Oleh sebab itu, Taufiqulhadi berharap, masalah Dirut BAS ini jangan menempatkan orang Aceh pada posisi bertanya-tanya lagi, apakah putra Aceh yang ditunjuk atau membawa orang lain ke sini. Dirut BAS itu, menurut Taufiqulhadi, adalah hak putra Aceh sendiri.
Lebih lanjut Teuku Taufiqulhadi mengatakan, jika Pj Gubernur adalah orang Aceh, maka ia akan mencari cara agar putra Aceh lah yang menjadi Dirut Bank Aceh Syariah, bukan orang dari luar.

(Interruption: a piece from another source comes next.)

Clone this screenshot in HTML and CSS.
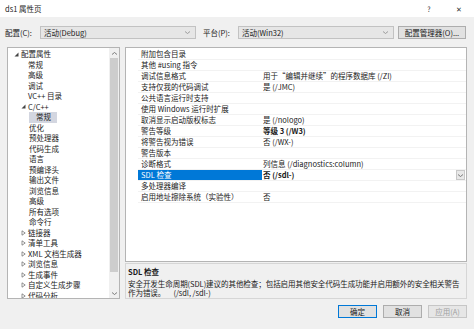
FILE: index.html
```html
<!DOCTYPE html>
<html>
<head>
    <title>ds1 属性页</title>
    <link rel="stylesheet" href="styles.css">
</head>
<body>
    <div class="titlebar">
        <span class="title">ds1 属性页</span>
        <span class="tb-btn">?</span>
        <span class="tb-btn">✕</span>
    </div>

    <div class="config-row">
        <span class="label">配置(C):</span>
        <div class="combo">
            <span>活动(Debug)</span>
            <svg width="7" height="5" viewBox="0 0 7 5"><path d="M1 1.5 L3.5 3.5 L6 1.5" fill="none" stroke="#8a8a8a" stroke-width="0.8"/></svg>
        </div>
        <span class="label label-gap">平台(P):</span>
        <div class="combo">
            <span>活动(Win32)</span>
            <svg width="7" height="5" viewBox="0 0 7 5"><path d="M1 1.5 L3.5 3.5 L6 1.5" fill="none" stroke="#8a8a8a" stroke-width="0.8"/></svg>
        </div>
        <button class="btn btn-manager">配置管理器(O)...</button>
    </div>

    <div class="main">
        <div class="tree">
            <div class="tree-list">
                <div class="ti lv0"><svg class="glyph" width="5" height="5" viewBox="0 0 5 5"><path d="M4.5 0.5 L4.5 4.5 L0.5 4.5 Z" fill="#444"/></svg>配置属性</div>
                <div class="ti lv1">常规</div>
                <div class="ti lv1">高级</div>
                <div class="ti lv1">调试</div>
                <div class="ti lv1">VC++ 目录</div>
                <div class="ti lv1x"><svg class="glyph" width="5" height="5" viewBox="0 0 5 5"><path d="M4.5 0.5 L4.5 4.5 L0.5 4.5 Z" fill="#444"/></svg>C/C++</div>
                <div class="ti lv2 selected"><span>常规</span></div>
                <div class="ti lv2">优化</div>
                <div class="ti lv2">预处理器</div>
                <div class="ti lv2">代码生成</div>
                <div class="ti lv2">语言</div>
                <div class="ti lv2">预编译头</div>
                <div class="ti lv2">输出文件</div>
                <div class="ti lv2">浏览信息</div>
                <div class="ti lv2">高级</div>
                <div class="ti lv2">所有选项</div>
                <div class="ti lv2">命令行</div>
                <div class="ti lv1x"><svg class="glyph" width="5" height="6" viewBox="0 0 5 6"><path d="M1 0.8 L4.2 3 L1 5.2 Z" fill="none" stroke="#666" stroke-width="0.7"/></svg>链接器</div>
                <div class="ti lv1x"><svg class="glyph" width="5" height="6" viewBox="0 0 5 6"><path d="M1 0.8 L4.2 3 L1 5.2 Z" fill="none" stroke="#666" stroke-width="0.7"/></svg>清单工具</div>
                <div class="ti lv1x"><svg class="glyph" width="5" height="6" viewBox="0 0 5 6"><path d="M1 0.8 L4.2 3 L1 5.2 Z" fill="none" stroke="#666" stroke-width="0.7"/></svg>XML 文档生成器</div>
                <div class="ti lv1x"><svg class="glyph" width="5" height="6" viewBox="0 0 5 6"><path d="M1 0.8 L4.2 3 L1 5.2 Z" fill="none" stroke="#666" stroke-width="0.7"/></svg>浏览信息</div>
                <div class="ti lv1x"><svg class="glyph" width="5" height="6" viewBox="0 0 5 6"><path d="M1 0.8 L4.2 3 L1 5.2 Z" fill="none" stroke="#666" stroke-width="0.7"/></svg>生成事件</div>
                <div class="ti lv1x"><svg class="glyph" width="5" height="6" viewBox="0 0 5 6"><path d="M1 0.8 L4.2 3 L1 5.2 Z" fill="none" stroke="#666" stroke-width="0.7"/></svg>自定义生成步骤</div>
                <div class="ti lv1x"><svg class="glyph" width="5" height="6" viewBox="0 0 5 6"><path d="M1 0.8 L4.2 3 L1 5.2 Z" fill="none" stroke="#666" stroke-width="0.7"/></svg>代码分析</div>
            </div>
            <div class="vscroll">
                <div class="arrow">
                    <svg width="7" height="5" viewBox="0 0 7 5"><path d="M1 3.5 L3.5 1.5 L6 3.5" fill="none" stroke="#606060" stroke-width="0.8"/></svg>
                </div>
                <div class="track">
                    <div class="thumb"></div>
                </div>
                <div class="arrow">
                    <svg width="7" height="5" viewBox="0 0 7 5"><path d="M1 1.5 L3.5 3.5 L6 1.5" fill="none" stroke="#606060" stroke-width="0.8"/></svg>
                </div>
            </div>
        </div>

        <div class="right-col">
            <div class="grid">
                <div class="row"><span class="gutter"></span><span class="name">附加包含目录</span><span class="value"></span></div>
                <div class="row"><span class="gutter"></span><span class="name">其他 #using 指令</span><span class="value"></span></div>
                <div class="row"><span class="gutter"></span><span class="name">调试信息格式</span><span class="value">用于“编辑并继续”的程序数据库 (/ZI)</span></div>
                <div class="row"><span class="gutter"></span><span class="name">支持仅我的代码调试</span><span class="value">是 (/JMC)</span></div>
                <div class="row"><span class="gutter"></span><span class="name">公共语言运行时支持</span><span class="value"></span></div>
                <div class="row"><span class="gutter"></span><span class="name">使用 Windows 运行时扩展</span><span class="value"></span></div>
                <div class="row"><span class="gutter"></span><span class="name">取消显示启动版权标志</span><span class="value">是 (/nologo)</span></div>
                <div class="row"><span class="gutter"></span><span class="name">警告等级</span><span class="value bold">等级 3 (/W3)</span></div>
                <div class="row"><span class="gutter"></span><span class="name">将警告视为错误</span><span class="value">否 (/WX-)</span></div>
                <div class="row"><span class="gutter"></span><span class="name">警告版本</span><span class="value"></span></div>
                <div class="row"><span class="gutter"></span><span class="name">诊断格式</span><span class="value">列信息 (/diagnostics:column)</span></div>
                <div class="row active"><span class="gutter"></span><span class="name">SDL 检查</span><span class="value bold">否 (/sdl-)<span class="drop"><svg width="7" height="5" viewBox="0 0 7 5"><path d="M1 1.5 L3.5 3.5 L6 1.5" fill="none" stroke="#606060" stroke-width="0.8"/></svg></span></span></div>
                <div class="row"><span class="gutter"></span><span class="name">多处理器编译</span><span class="value"></span></div>
                <div class="row"><span class="gutter"></span><span class="name">启用地址擦除系统（实验性）</span><span class="value">否</span></div>
            </div>
            <div class="desc">
                <div class="desc-title">SDL 检查</div>
                <div class="desc-text">安全开发生命周期(SDL)建议的其他检查；包括启用其他安全代码生成功能并启用额外的安全相关警告作为错误。&nbsp;&nbsp;&nbsp;&nbsp;&nbsp;(/sdl, /sdl-)</div>
            </div>
        </div>
    </div>

    <div class="buttons">
        <button class="btn btn-default">确定</button>
        <button class="btn">取消</button>
        <button class="btn btn-disabled">应用(A)</button>
    </div>
</body>
</html>
```

FILE: styles.css
```css
body {
    margin: 0;
    width: 474px;
    height: 329px;
    overflow: hidden;
    background-color: #f0f0f0;
    font-family: "Noto Sans CJK SC", sans-serif;
    font-size: 7.5px;
    color: #1a1a1a;
}
.titlebar {
    height: 17px;
    background-color: #fff;
    display: flex;
    align-items: center;
    padding-left: 5px;
}
.title {
    flex: 1;
}
.tb-btn {
    width: 30px;
    text-align: center;
    font-size: 7px;
    color: #333;
}
.config-row {
    display: flex;
    align-items: center;
    height: 13px;
    margin-top: 9px;
    padding-left: 5px;
}
.label {
    width: 35px;
}
.label-gap {
    margin-left: 7px;
}
.combo {
    width: 156px;
    height: 13px;
    box-sizing: border-box;
    border: 1px solid #c2c2c2;
    background-color: #e6e6e6;
    display: flex;
    align-items: center;
    justify-content: space-between;
    padding: 0 4px 0 3px;
}
.btn {
    font-family: "Noto Sans CJK SC", sans-serif;
    font-size: 7.5px;
    height: 13px;
    width: 39px;
    padding: 0;
    line-height: 11px;
    box-sizing: border-box;
    border: 1px solid #adadad;
    background-color: #e1e1e1;
    color: #1a1a1a;
}
.btn-manager {
    width: 68px;
    margin-left: 4px;
}
.btn-default {
    border-color: #0078d7;
}
.btn-disabled {
    color: #a0a0a0;
    border-color: #c6c6c6;
    background-color: #e6e6e6;
}
.main {
    display: flex;
    gap: 5px;
    height: 252px;
    margin-top: 8px;
    padding-left: 7px;
}
.tree {
    width: 113px;
    box-sizing: border-box;
    border: 1px solid #b4b4b4;
    background-color: #fff;
    display: flex;
    overflow: hidden;
}
.tree-list {
    flex: 1;
    padding-top: 1px;
    overflow: hidden;
}
.ti {
    height: 10.5px;
    line-height: 10.5px;
    white-space: nowrap;
    display: flex;
    align-items: center;
}
.glyph {
    margin-right: 2px;
    flex-shrink: 0;
}
.lv0 { padding-left: 6px; }
.lv1 { padding-left: 20px; }
.lv1x { padding-left: 13px; }
.lv2 { padding-left: 21px; }
.selected span {
    background-color: #d3d6e0;
    padding: 0 6px 0 7px;
}
.vscroll {
    width: 10px;
    background-color: #f0f0f0;
    display: flex;
    flex-direction: column;
}
.arrow {
    height: 10px;
    display: flex;
    align-items: center;
    justify-content: center;
}
.track {
    flex: 1;
    padding: 0 1px;
}
.thumb {
    height: 214px;
    background-color: #cdcdcd;
}
.right-col {
    width: 342px;
    display: flex;
    flex-direction: column;
    gap: 1px;
}
.grid {
    height: 215px;
    box-sizing: border-box;
    border: 1px solid #b4b4b4;
    background-color: #fff;
    padding-top: 1px;
}
.row {
    display: grid;
    grid-template-columns: 12px 124px 1fr;
    height: 11px;
}
.name, .value {
    box-sizing: border-box;
    border-bottom: 1px solid #f2f2f2;
    line-height: 10px;
    white-space: nowrap;
    overflow: hidden;
}
.name {
    padding-left: 3px;
}
.value {
    padding-left: 1px;
    display: flex;
    align-items: center;
    justify-content: space-between;
}
.bold {
    font-weight: bold;
}
.active .name {
    background-color: #0078d7;
    color: #fff;
}
.drop {
    width: 9px;
    height: 10px;
    box-sizing: border-box;
    border: 1px solid #c8c8c8;
    background-color: #e8e8e8;
    margin-right: 1px;
    display: flex;
    align-items: center;
    justify-content: center;
}
.desc {
    height: 36px;
    box-sizing: border-box;
    border: 1px solid #d6d6d6;
    padding: 3px 0 0 2px;
}
.desc-title {
    font-weight: bold;
    line-height: 9px;
    margin-bottom: 3px;
}
.desc-text {
    line-height: 9px;
    letter-spacing: -0.05px;
}
.buttons {
    display: flex;
    justify-content: flex-end;
    gap: 6px;
    margin-top: 6px;
    padding-right: 7px;
}
```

“Saya tidak yakin, dari jutaan orang Aceh tersebut tidak satupun yang memenuhi kualifikasi, baik dari segi profesionalitas maupun pemahaman syariah,” kata Taufiqulhadi.
Namun, karena Pj Gubernur Aceh bukan orang Aceh, maka komitmen ini mungkin tidak ada pada beliau. Ia tidak memiliki beban untuk membawa orang luar jadi Dirut Bank Aceh Syariah.
“Kalau ada komitmen, ia akan mencari cara dan mencari dasar untuk menjadikan orang Aceh sebagai Dirut Bank Aceh Syariah,” pungkasnya. (IA)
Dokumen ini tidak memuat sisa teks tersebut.